Unlocking the appeal of the escape room

By Tracy Robinson

The teamwork required to work yourself through an ‘escape room’ is providing an alumnus with a growing business opportunity and a professor with a powerful training tool.

“Most people just want to come and have fun and they are buzzing when they leave,” said Shawn Nagy, BA’14 (Psychology), who along with Emily Lyons own Escape Canada on York Street. “But when I talk to teams about how they solved problems, it always comes down to someone on the team having a skill that others didn’t.”

Escape rooms are a physical adventure game where players are ‘locked’ in a room and must use elements in the room to solve a series of puzzles and ‘escape’ within a set time. For more than a decade, escape rooms have grown in popularity with players.

Nagy called escape rooms “a sensory experience of a perceived crisis” best solved with the combined skills of the people who are with you. Every escape room tells a story, an important part of the progress through the room and the enjoyment of solving puzzles.

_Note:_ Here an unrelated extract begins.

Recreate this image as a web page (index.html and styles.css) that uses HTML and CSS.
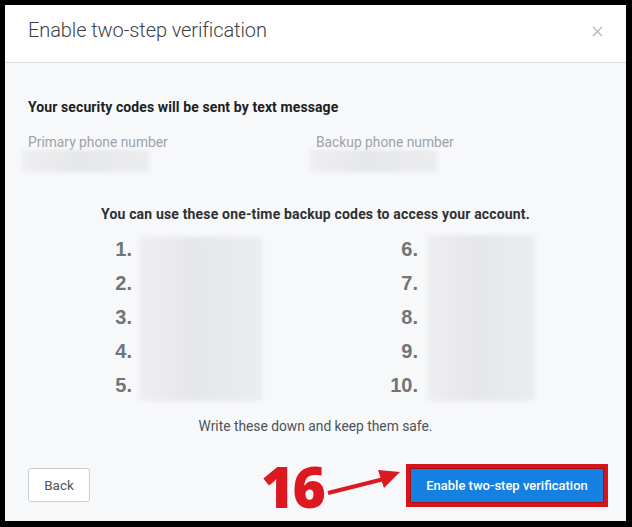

Teamwork is essential, he stressed.

At Escape Canada, participants are given one hour to get through the storyline. There are generally 10-12 puzzles in a room and two-to-four steps in each puzzle. Solving puzzles can unlock doors, give you new puzzles and sometimes trigger surprise plot twists. Progress is monitored by game marshals via closed-circuit television and you are allowed to ask clues when you are stuck. Asking for clues may get you through the puzzle quicker, but the satisfaction of solving the puzzles usually means that you limit the number of clues that you request.

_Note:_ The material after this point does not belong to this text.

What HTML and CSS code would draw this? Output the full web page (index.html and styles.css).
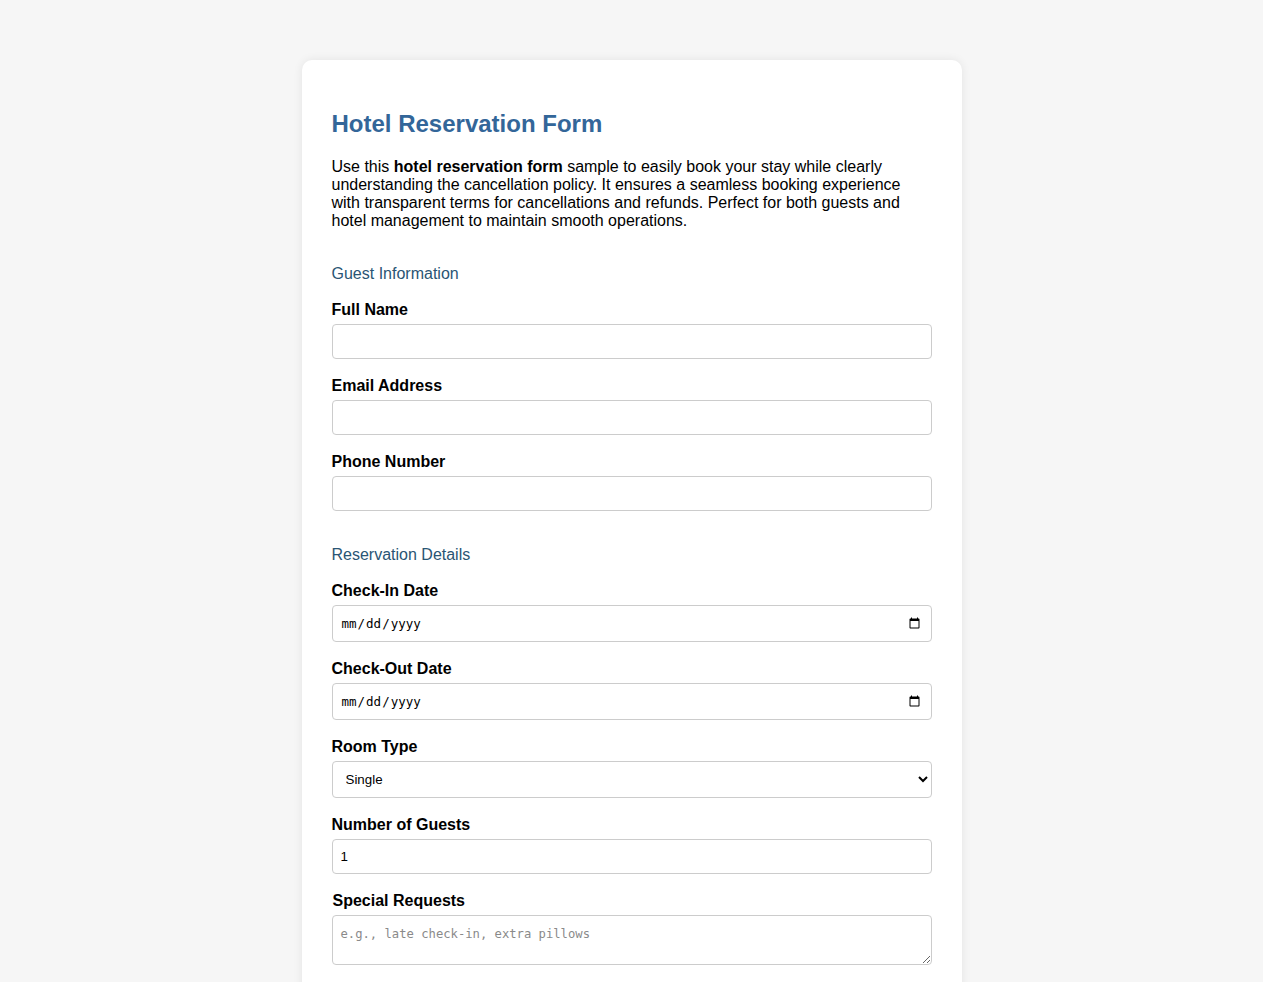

For inspiration, there is a leader board with time records for each room in the Escape Canada lobby.

“In an age where so much of our entertainment is experienced with our eyes only via screens, the appeal of an escape room comes from the immersive experience,” said Keegan Guidolin, a third-year Medical student, who along with his team holds time records at several escape rooms in London and Toronto.

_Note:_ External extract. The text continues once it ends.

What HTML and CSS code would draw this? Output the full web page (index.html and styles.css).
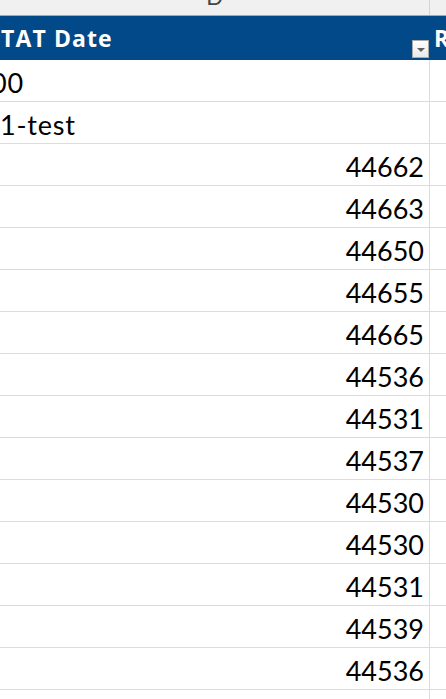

“Not only are you completely surrounded by the puzzle (a part of the puzzle itself), you have to physically interact with the puzzle. You have to touch it, crawl through it, inspect it, listen to it and in at least one case, taste it. Escape rooms engage all of our senses and couple an immersive experience with challenging puzzles, teamwork and a sense of urgency to give you the rush of adrenaline only experienced with time running out.”